C and C-sharp are both named "Do." The voice must inflect up or down the actual pitch while saying "Do." D, D-flat, and D-sharp are all named "Re." Etc. In this system, the ascending pitches of a C-major scale are named Do, Re, Mi, Fa, Sol, La Ti, Do. An ascending E-major or E-minor scale (or an E-scale in any other 7-tone mode) is always labeled Mi, Fa, Sol, La, Ti, Do, Re, Mi. Etc.
(2) Chromatic syllables.
C is named "Do." C-sharp is named "Di." The names of sharp pitches are based on the names of natural pitches with the final vowell altered to "i" (pronounced as a long "E"); this has the advantage of causing raised notes to rhyme with "Ti," which stretches the mouth open wide, and physically as well as musically leads to resolution on the pitch a semitone higher. The names of flat pitches (except for Re Flat) are based on the names of natural pitches with the final vowell altered to "e" (pronounced as a long "A"). The exception, Re Flat, is designated "Ra." The ascending chromatic scale from C to C, then, is labeled Do, Di, Re, Ri, Mi, Fa, Fi, Sol, Si, La, Li, Ti, Do. The descending chromatic scale from C to C is labeled Do, Ti, Te, La, Le, Sol, Se, Fa, Mi, Me, Re, Ra, Do. The pitches of an ascending E-major scale are named Mi, Fi, Si, La, Ti, Di, Ri, Mi. Etc. In this system, E-sharp and B-sharp are named "Mis" and "Tis," respectively. A double-sharped note is named by adding an "s" to the name of a sharped note, and a double-flatted note is named by adding an "s" to the name of a flatted note. Thus, G-double-sharp is called "Sis," G-double-flat is called "Ses," and D-double-flat is called "Ras."
Moveable-Do:
(3) Non-chromatic syllables.
Scale-degrees 1 and sharp-1 are both named "Do." The voice must inflect up or down the actual pitch while saying "Do." Scale-degree 2, flat-2, and sharp-2 are all named "Re." Etc.
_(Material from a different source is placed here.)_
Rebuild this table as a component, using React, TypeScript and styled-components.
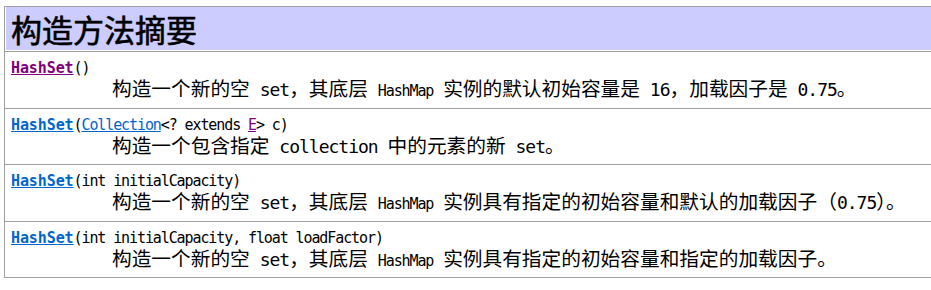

Thus, the ascending pitches of any 7-note scale are named Do, Re, Mi, Fa, Sol, La, Ti, Do.
(4) Chromatic syllables.
Scale-degree 1 is named "Do." Sharp-1 is named "Di." The ascending chromatic scale from 1 to 1, then, is named Do, Di, Re, Ri, Mi, Fa, Fi, Sol, Si, La, Li, Ti, Do. The descending chromatic scale from C to C is named Do, Ti, Te, La, Le, Sol, Se, Fa, Mi, Me, Re, Ra, Do. [See (2) above for a description of these naming conventions.] Thus, the ascending pitches of any major scale are named Do, Re, Mi, Fa, Sol, La, Ti, Do. The ascending pitches of any natural minor scale are named Do, Re, Me, Fa, Sol, Le, Te, Do. Note that, in the key of C major or in "atonal" music, the chromatic moveable-Do system converges with the chromatic fixed-Do system. Of particular importance to those music students from France or other non-English-speaking countries that use non-chromatic fixed Do: in those countries, the syllable "Si" is still used to indicate the pitch "B." In countries such as Korea, where non-chromatic moveable Do is often used, "Si" refers to the 7th scale degree. However, in the moveable-Do system with chromatic syllables, "Si" refers to a raised fifth scale degree, and "Ti" is used for the leading tone!
(5) "Moveable Do-La."
Scale-degree 1 of any major scale is called "Do." Scale-degree 1 of any minor scale is called "La." Scale-degree 1 of any Dorian scale is called "Re." Etc. In the case of altered-scale tones, the conventions of either Non-chromatic syllables or Chromatic syllables might be used. Incidentally, this system (with non-chromatic syllables) is closest to the one Guido used in the 11th century, since, at that time, there was no defined A-440 and, by definition, the system was more or less "moveable."


 
It is my opinion that contemporary American music students already get much exposure to an operational (absolute) system from their studio and ensemble teachers while learning to play an instrument. Thus, in sightsinging and ear-training classes, I prefer using moveable-Do to emphasize the perceptual (relative) system of pitch identification. I prefer the use of chromatic syllables because they seem to make the student more consciously and rigorously aware of modal differences and of chromaticism. I once used the "Moveable Do-La" system and I acknowledge that it increases students awareness of relative keys (i.e., keys with the same key-signature such as G-major, E-minor, A-Dorian, etc.). However, in my music classes, I now prefer to name any tonic pitch "Do" [the system given above as (4)], as I feel that the large majority of an individual's perception lies in comparing individual pitches to a tonic reference pitch, and not in comparing entire passages with other entire passages in a relative key. For myself, I have mastered fixed Do, moveable Do, and moveable Do-La (in each case using chromatic syllables) and choose, in my own mind, sometimes to employ one or another of the three systems.
 
It should be noted that the moveable systems require one additional technical problem; when music modulates to another key, a decision must be made concerning the point at which "Do" shifts from one pitch to another. However, if a perceptual emphasis is desired, then having students perceive when modulation takes place (by having them make the decision as to when to change the "Do" reference pitch) is itself another positive feature of the system.
 
For those trying to decide which system to use for themselves or in the classroom, I must stress that, whichever type of solfeg (if any) that you employ, you must ultimately master both an absolute and a relative system for referring to pitches if you wish to excel in the musical universe.